Many teachers raised students’ awareness about subjects that are both local and global. Students would research the issue, such as hunger in the United States and overseas, and then take action by fundraising for a nearby food bank or an international charity.
In another example, Mario Perez’s newcomer students in Arlington Heights, Illinois and a school in the Republic of Georgia recently studied environmental issues together. They incorporated a service-learning component by doing local river cleanups and used the Clean Swell app to record and compare the amount of plastics they collected.
Infusing STEM with Global Competence
People often associate global education with social studies.
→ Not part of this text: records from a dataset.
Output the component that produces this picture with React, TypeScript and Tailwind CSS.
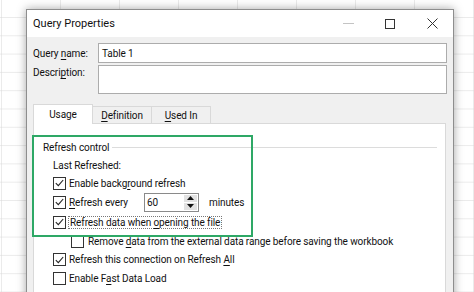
import { ReactNode } from "react";

const U = ({ children }: { children: ReactNode }) => <span className="underline underline-offset-2">{children}</span>;

const Check = ({ checked }: { checked?: boolean }) => (
  <div className="w-[13px] h-[13px] border border-[#333] bg-white flex items-center justify-center shrink-0">
    {checked && (
      <svg width="9" height="8" viewBox="0 0 9 8">
        <path d="M0.8 4.2 L3.3 6.6 L8.2 1" fill="none" stroke="#222" strokeWidth="1.1" />
      </svg>
    )}
  </div>
);

const Row = ({ h, checked, children, indent }: { h: string; checked?: boolean; children: ReactNode; indent?: boolean }) => (
  <div className={`flex items-center whitespace-nowrap ${h} ${indent ? "pl-[18px] gap-[4px]" : "gap-[3px]"}`}>
    <Check checked={checked} />
    {children}
  </div>
);

const Grid = () => (
  <svg className="absolute inset-0" width="474" height="292">
    <defs>
      <pattern id="cells" width="59" height="18.3" patternUnits="userSpaceOnUse" x="1" y="17">
        <path d="M0 0 V18.3 M0 0 H59" fill="none" stroke="#d8d8d8" strokeWidth="1" />
      </pattern>
    </defs>
    <rect width="474" height="292" fill="url(#cells)" />
  </svg>
);

export default function App() {
  return (
    <div className="relative w-[474px] h-[292px] overflow-hidden bg-white text-[10px] tracking-[-0.1px] text-[#111] font-['Roboto',sans-serif] leading-[13px] whitespace-nowrap">
      <Grid />

      <div className="absolute left-[26px] top-[9px] w-[428px] h-[300px] border border-[#8e8e8e] bg-[#f0f0f0] shadow-[0_0_9px_rgba(0,0,0,0.35)] flex flex-col">
        {/* title bar */}
        <div className="h-[27px] bg-white flex items-center pl-[6px] shrink-0">
          <span className="text-[11px] tracking-normal">Query Properties</span>
          <div className="ml-auto flex h-full">
            <div className="w-[42px] flex items-center justify-center">
              <div className="w-[11px] h-px bg-[#c4c4c4]" />
            </div>
            <div className="w-[42px] flex items-center justify-center">
              <div className="w-[10px] h-[10px] border border-[#333]" />
            </div>
            <div className="w-[42px] flex items-center justify-center">
              <svg width="11" height="11" viewBox="0 0 11 11">
                <path d="M0.5 0.5 L10.5 10.5 M10.5 0.5 L0.5 10.5" stroke="#333" strokeWidth="1" />
              </svg>
            </div>
          </div>
        </div>

        {/* body */}
        <div className="flex flex-col pt-[6px] pl-[6px] pr-[6px]">
          <div className="flex items-center h-[20px]">
            <span className="w-[65px] shrink-0">Query <U>n</U>ame:</span>
            <div className="flex-1 h-full border border-[#acacac] bg-white flex items-center pl-[3px]">Table 1</div>
          </div>
          <div className="flex items-start h-[29px] mt-[2px]">
            <span className="w-[65px] shrink-0 pt-[1px]">Descri<U>p</U>tion:</span>
            <div className="flex-1 h-full border border-[#acacac] bg-white" />
          </div>

          {/* tabs */}
          <div className="flex items-end mt-[10px] h-[20px] relative z-10">
            <div className="w-[60px] h-[20px] bg-white border border-b-0 border-[#d9d9d9] flex items-center justify-center pb-[1px]">Usage</div>
            <div className="w-[59px] h-[18px] border border-l-0 border-[#d9d9d9] bg-[#f0f0f0] flex items-center justify-center">
              <span><U>D</U>efinition</span>
            </div>
            <div className="w-[59px] h-[18px] border border-l-0 border-[#d9d9d9] bg-[#f0f0f0] flex items-center justify-center">
              <span><U>U</U>sed In</span>
            </div>
          </div>

          {/* panel */}
          <div className="-mt-px mr-[1px] h-[200px] bg-white border border-[#d9d9d9] pt-[17px] pl-[19px]">
            <div className="flex items-center pr-[8px] -ml-[10px]">
              <span className="pr-[3px]">Refresh control</span>
              <div className="flex-1 h-px bg-[#dcdcdc]" />
            </div>
            <div className="flex flex-col mt-[3px]">
              <div className="h-[17px] flex items-center">Last Refreshed:</div>
              <Row h="h-[18px]" checked>
                <span>Enable backg<U>r</U>ound refresh</span>
              </Row>
              <Row h="h-[20px]" checked>
                <span className="w-[72px]"><U>R</U>efresh every</span>
                <div className="w-[55px] h-[19px] border border-[#8a8a8a] bg-white flex items-center">
                  <span className="pl-[2px] flex-1">60</span>
                  <div className="w-[15px] h-full flex flex-col gap-px p-px">
                    <div className="flex-1 bg-[#e2e2e2] flex items-center justify-center">
                      <svg width="7" height="4" viewBox="0 0 7 4"><path d="M0 4 L3.5 0 L7 4Z" fill="#111" /></svg>
                    </div>
                    <div className="flex-1 bg-[#e2e2e2] flex items-center justify-center">
                      <svg width="7" height="4" viewBox="0 0 7 4"><path d="M0 0 L3.5 4 L7 0Z" fill="#111" /></svg>
                    </div>
                  </div>
                </div>
                <span className="ml-[7px]">minutes</span>
              </Row>
              <Row h="h-[20px]" checked>
                <span className="inline-block border border-dotted border-[#777] px-px h-[13px] leading-[11px] -ml-[1px]">
                  Refresh data when <U>o</U>pening the file
                </span>
              </Row>
              <Row h="h-[18px]" indent>
                <span>Remove <U>d</U>ata from the external data range before saving the workbook</span>
              </Row>
              <Row h="h-[19px]" checked>
                <span>Refresh this connection on Refresh <U>A</U>ll</span>
              </Row>
              <Row h="h-[19px]">
                <span>Enable F<U>a</U>st Data Load</span>
              </Row>
            </div>
          </div>
        </div>
      </div>

      {/* annotation */}
      <div className="absolute left-[32px] top-[135px] w-[221px] h-[102px] border-2 border-[#2ea866]" />
    </div>
  );
}
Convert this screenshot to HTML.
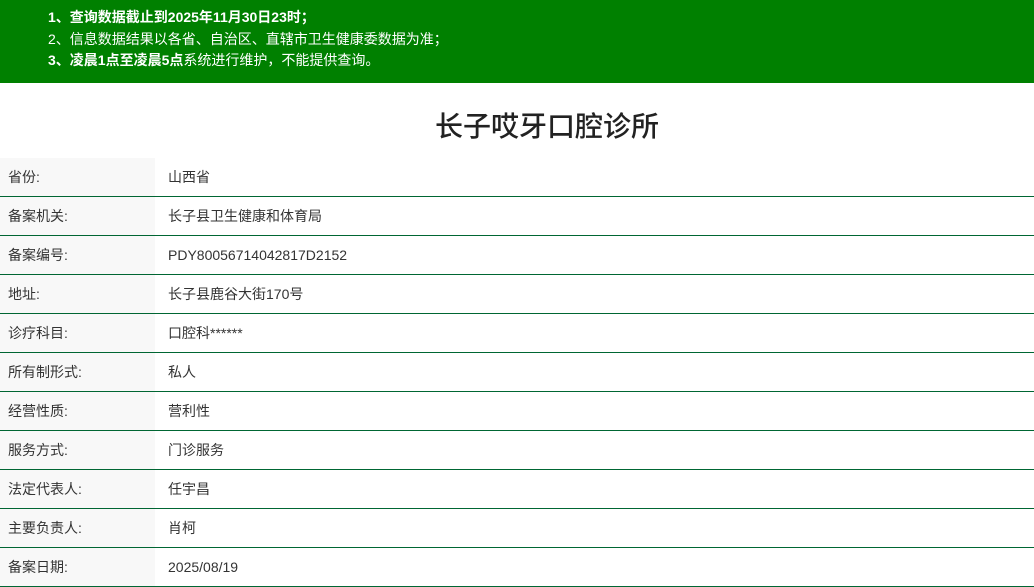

But teachers declared that global competence can be infused within any subject area or activity from reimagining science fairs to mathematics.
“Math teachers need to be a little more creative when it comes to linking global concepts into our lessons,” admits Todd Noyes from Ithaca High School, who regularly incorporates global education topics into algebra and pre-calculus classes.
In his Latitude vs. Temperature Lab, students examine global climate change by measuring countries’ temperature fluctuations over a year. Students graph latitude vs. temperature and decide if there is a correlation between them. They also examine cultures in various latitudes and how peoples’ ways of life may be shaped by weather.
Mr. Noyes cites students’ increased engagement in their coursework because of these approaches, “Students are digging deeper into what they’re finding. They’re researching beyond the bare minimum.”
Creating a Vision to Transform Education
The event culminated with a strategy session where the network of teachers and administrators created a vision for global education they could implement upon returning home, which included training more of their peers to globalize classrooms.
Stacy Gasteiger, an elementary school teacher from Selinsgrove, Pennsylvania, says “TGC has transformed my life as a teacher. It opened me to so many possibilities, which have transformed the education my students are getting. I now feel part of the world as well as part of our small rural community.”